You can pick up a copy of Dream Palace for around a buck on Amazon. I kinda wish I could have helped Mandy edit this project, because she’s clearly a very talented writer. This first novel could have been something spectacular, on a similar level as Maynard’s book, but it has some flaws. For one, Mandy was a little too close to the subject when she wrote this, and had a lot of issues she was working out. Carp had a well-known anger-management problem, and we all knew you didn’t push his buttons unless you were looking for serious trouble. But Carp could also be a heroic figure, and this side of him is mostly missing. I also would have loved to have gotten more details on his garage band origins in Urbana, as well as more details on the dangers of deep-sea diving.

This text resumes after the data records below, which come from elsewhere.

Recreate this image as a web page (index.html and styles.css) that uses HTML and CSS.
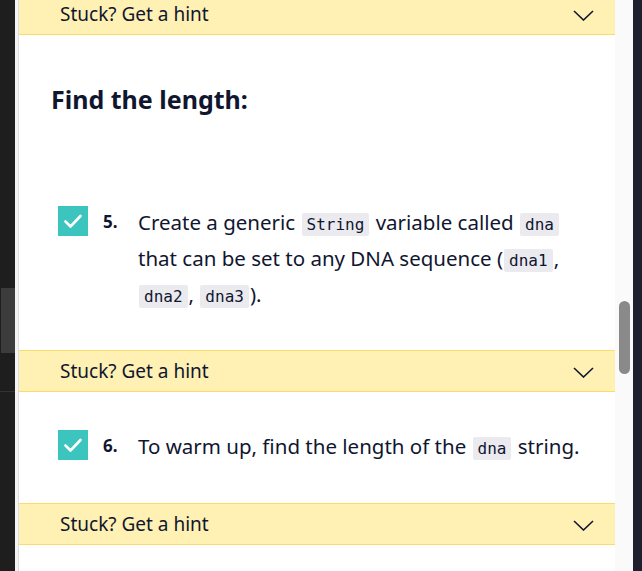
FILE: index.html
```html
<!DOCTYPE html>
<html lang="en">
<head>
<meta charset="utf-8">
<title>Find the length</title>
<link rel="stylesheet" href="styles.css">
</head>
<body>
<div class="frame">
  <div class="side-left">
    <div class="side-block"></div>
    <div class="side-line"></div>
  </div>
  <div class="side-edge"></div>
  <main class="panel">
    <div class="hint hint-first">
      <span class="hint-label">Stuck? Get a hint</span>
      <svg class="chev" width="21" height="11" viewBox="0 0 21 11"><path d="M1 1 L10.5 10 L20 1" fill="none" stroke="#10162f" stroke-width="1.6"/></svg>
    </div>
    <h2 class="heading">Find the length:</h2>
    <div class="task task-5">
      <span class="check"><svg width="30" height="30" viewBox="0 0 30 30"><path d="M7.5 15.5 L12.5 20.5 L22.5 10" fill="none" stroke="#fff" stroke-width="2.6" stroke-linecap="round" stroke-linejoin="round"/></svg></span>
      <span class="num">5.</span>
      <p class="text">Create a generic <code>String</code> variable called <code>dna</code> that can be set to any DNA sequence (<code>dna1</code>, <code>dna2</code>, <code>dna3</code>).</p>
    </div>
    <div class="hint hint-second">
      <span class="hint-label">Stuck? Get a hint</span>
      <svg class="chev" width="21" height="11" viewBox="0 0 21 11"><path d="M1 1 L10.5 10 L20 1" fill="none" stroke="#10162f" stroke-width="1.6"/></svg>
    </div>
    <div class="task task-6">
      <span class="check"><svg width="30" height="30" viewBox="0 0 30 30"><path d="M7.5 15.5 L12.5 20.5 L22.5 10" fill="none" stroke="#fff" stroke-width="2.6" stroke-linecap="round" stroke-linejoin="round"/></svg></span>
      <span class="num">6.</span>
      <p class="text">To warm up, find the length of the <code>dna</code> string.</p>
    </div>
    <div class="hint hint-third">
      <span class="hint-label">Stuck? Get a hint</span>
      <svg class="chev" width="21" height="11" viewBox="0 0 21 11"><path d="M1 1 L10.5 10 L20 1" fill="none" stroke="#10162f" stroke-width="1.6"/></svg>
    </div>
  </main>
  <div class="scroll-track"><div class="scroll-thumb"></div></div>
  <div class="side-right"></div>
</div>
</body>
</html>
```

FILE: styles.css
```css
* { box-sizing: border-box; }
html, body { margin: 0; padding: 0; }
body {
  width: 642px;
  height: 571px;
  overflow: hidden;
  font-family: "Noto Sans", "Liberation Sans", sans-serif;
  color: #10162f;
  background: #fff;
}
.frame {
  display: flex;
  height: 571px;
}
.side-left {
  width: 15px;
  background: #1e1e1e;
  display: flex;
  flex-direction: column;
}
.side-block {
  margin: 288px 0 0 1px;
  height: 65px;
  background: #3c3c3c;
}
.side-line {
  margin-top: 38px;
  height: 1px;
  background: #333;
}
.side-edge {
  width: 4px;
  background: #f4f4f4;
  border-right: 1px solid #dedede;
}
.panel {
  width: 596px;
  background: #fff;
  overflow: hidden;
  display: flex;
  flex-direction: column;
}
.hint {
  height: 42px;
  flex: none;
  background: #fff0b3;
  border-top: 1px solid #fbdb6a;
  border-bottom: 1px solid #fbdb6a;
  display: flex;
  align-items: center;
  justify-content: space-between;
  padding: 0 21px 0 41px;
}
.hint-label {
  font-size: 19px;
}
.chev { display: block; margin-top: 2px; }
.hint-first { margin-top: -7px; }
.heading {
  margin: 48px 0 0 32px;
  font-size: 25px;
  line-height: 32px;
  font-weight: 700;
}
.task {
  display: flex;
  align-items: flex-start;
  padding-left: 39px;
}
.task-5 { margin-top: 89px; }
.task-6 { margin-top: 36px; }
.hint-second { margin-top: 38px; }
.hint-third { margin-top: 39px; }
.check {
  flex: none;
  width: 30px;
  height: 30px;
  margin-top: 2px;
  background: #3cc4be;
  display: block;
}
.check svg { display: block; }
.num {
  flex: none;
  width: 35px;
  margin-left: 15px;
  font-size: 17px;
  font-weight: 700;
  line-height: 36px;
}
.text {
  margin: 0;
  font-size: 20.5px;
  line-height: 36px;
  width: 450px;
}
code {
  font-family: "DejaVu Sans Mono", "Liberation Mono", monospace;
  font-size: 16px;
  line-height: 1;
  background: #eaeaef;
  padding: 2px 5px;
  margin: 0 1px;
  border-radius: 2px;
}
.scroll-track {
  width: 18px;
  background: #fafafa;
  padding: 301px 3px 0 4px;
}
.scroll-thumb {
  height: 73px;
  background: #8a8a8a;
  border-radius: 6px;
}
.side-right {
  width: 9px;
  background: #1f1f2d;
}
```
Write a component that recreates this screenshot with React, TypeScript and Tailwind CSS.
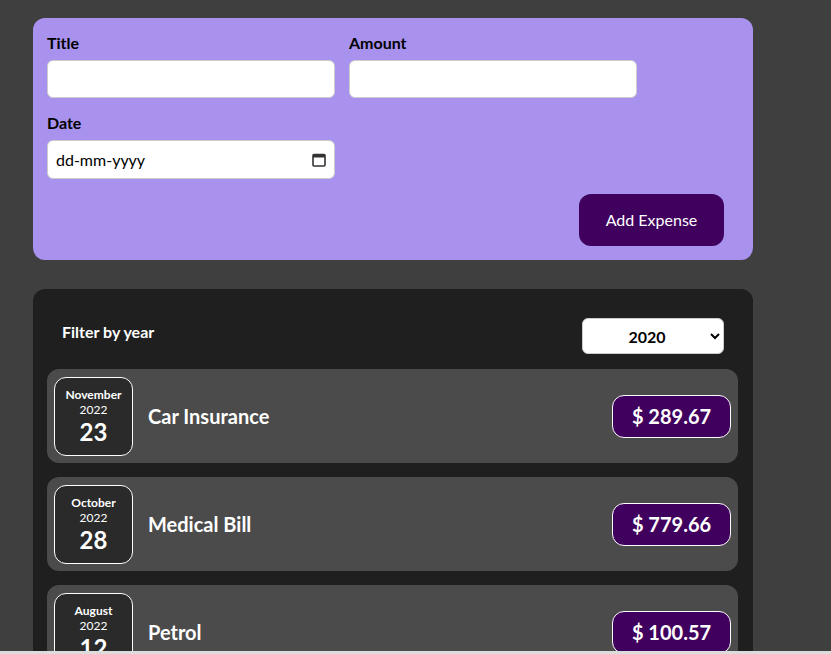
import { useState } from "react";

type Expense = {
  id: string;
  title: string;
  amount: number;
  month: string;
  year: string;
  day: string;
};

const expenses: Expense[] = [
  { id: "e1", title: "Car Insurance", amount: 289.67, month: "November", year: "2022", day: "23" },
  { id: "e2", title: "Medical Bill", amount: 779.66, month: "October", year: "2022", day: "28" },
  { id: "e3", title: "Petrol", amount: 100.57, month: "August", year: "2022", day: "12" },
];

const font = { fontFamily: "Lato, 'Noto Sans', sans-serif" };

function ExpenseItem({ item }: { item: Expense }) {
  return (
    <div className="flex h-[94px] items-center rounded-xl bg-[#4b4b4b] p-[7px]">
      <div className="flex h-[79px] w-[79px] shrink-0 flex-col items-center justify-center rounded-xl border border-white bg-[#2a2a2a] text-white">
        <span className="text-[12px] font-bold leading-[15px]">{item.month}</span>
        <span className="text-[12px] leading-[16px]">{item.year}</span>
        <span className="text-[24px] font-bold leading-[28px]">{item.day}</span>
      </div>
      <h2 className="ml-[15px] flex-1 text-[20px] font-bold text-white">{item.title}</h2>
      <div className="flex h-[43px] w-[119px] items-center justify-center rounded-xl border border-white bg-[#40005d] text-[20px] font-bold text-white">
        $ {item.amount}
      </div>
    </div>
  );
}

export default function App() {
  const [year, setYear] = useState("2020");

  return (
    <div className="min-h-screen bg-[#3f3f3f] pt-[18px]" style={font}>
      <div className="ml-[33px] w-[720px] rounded-xl bg-[#a892ee] px-[14px] pt-[15px] pb-[14px]">
        <div className="grid grid-cols-[288px_288px] gap-x-[14px] gap-y-[15px]">
          <div>
            <label className="mb-[7px] block text-base font-bold leading-5 text-black">Title</label>
            <input type="text" className="h-[38px] w-full rounded-md border border-[#ccc] bg-white px-2" />
          </div>
          <div>
            <label className="mb-[7px] block text-base font-bold leading-5 text-black">Amount</label>
            <input type="number" className="h-[38px] w-full rounded-md border border-[#ccc] bg-white px-2" />
          </div>
          <div>
            <label className="mb-[7px] block text-base font-bold leading-5 text-black">Date</label>
            <div className="relative">
              <input
                type="text"
                placeholder="dd-mm-yyyy"
                className="h-[39px] w-full rounded-md border border-[#ccc] bg-white px-2 text-base text-black placeholder:text-black"
              />
              <svg
                className="pointer-events-none absolute top-1/2 right-[9px] -translate-y-1/2"
                width="14"
                height="14"
                viewBox="0 0 14 14"
              >
                <rect x="1" y="1.5" width="12" height="11.5" rx="1" fill="none" stroke="#333" strokeWidth="1.6" />
                <rect x="1" y="1.5" width="12" height="3" fill="#333" />
              </svg>
            </div>
          </div>
        </div>
        <div className="mt-[15px] flex justify-end pr-[15px]">
          <button className="h-[52px] w-[145px] rounded-xl bg-[#40005d] text-base text-white">Add Expense</button>
        </div>
      </div>

      <div className="mt-[29px] ml-[33px] w-[720px] rounded-xl bg-[#1f1f1f] pt-[14px] pr-[15px] pb-4 pl-[14px]">
        <div className="my-[15px] flex items-center justify-between pr-[14px] pl-[15px] text-white">
          <label className="pb-2 text-base font-bold">Filter by year</label>
          <select
            value={year}
            onChange={(e) => setYear(e.target.value)}
            className="h-[36px] w-[142px] rounded-md border border-[#ccc] bg-white px-3 text-center text-base font-bold text-black"
          >
            <option value="2022">2022</option>
            <option value="2021">2021</option>
            <option value="2020">2020</option>
            <option value="2019">2019</option>
          </select>
        </div>
        <div className="flex flex-col gap-[14px]">
          {expenses.map((item) => (
            <ExpenseItem key={item.id} item={item} />
          ))}
        </div>
      </div>
      <div className="fixed bottom-0 left-0 h-[3px] w-full bg-[#dcdcdc]" />
    </div>
  );
}
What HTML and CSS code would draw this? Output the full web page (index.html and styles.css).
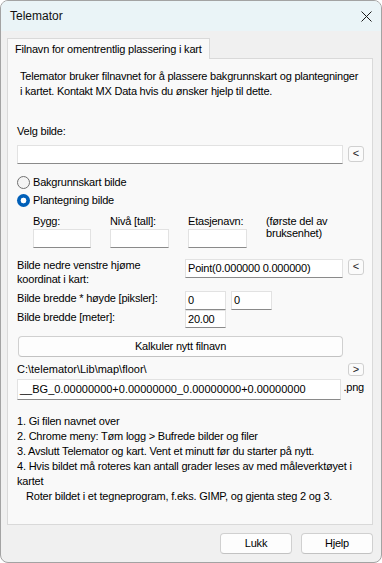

For example, When Doug Blair got beat-up for making fun of the football coach (Smitty),  it was Carp who went after Frank Sowers to take revenge. Reading the book, I couldn’t believe how tough Mandy was, pushing Carp’s buttons big-time, forcing confrontations with him, and basically not taking any shit at all. Unfortunately, their marriage was doomed because they were headed in completely different directions. Mandy had a fairy-tale view on life when in high school. I remember her many paintings that evoked this magical dream life. The book does a good job of capturing this side of her personality, but her fairy tale turned bad when Carp started getting violent.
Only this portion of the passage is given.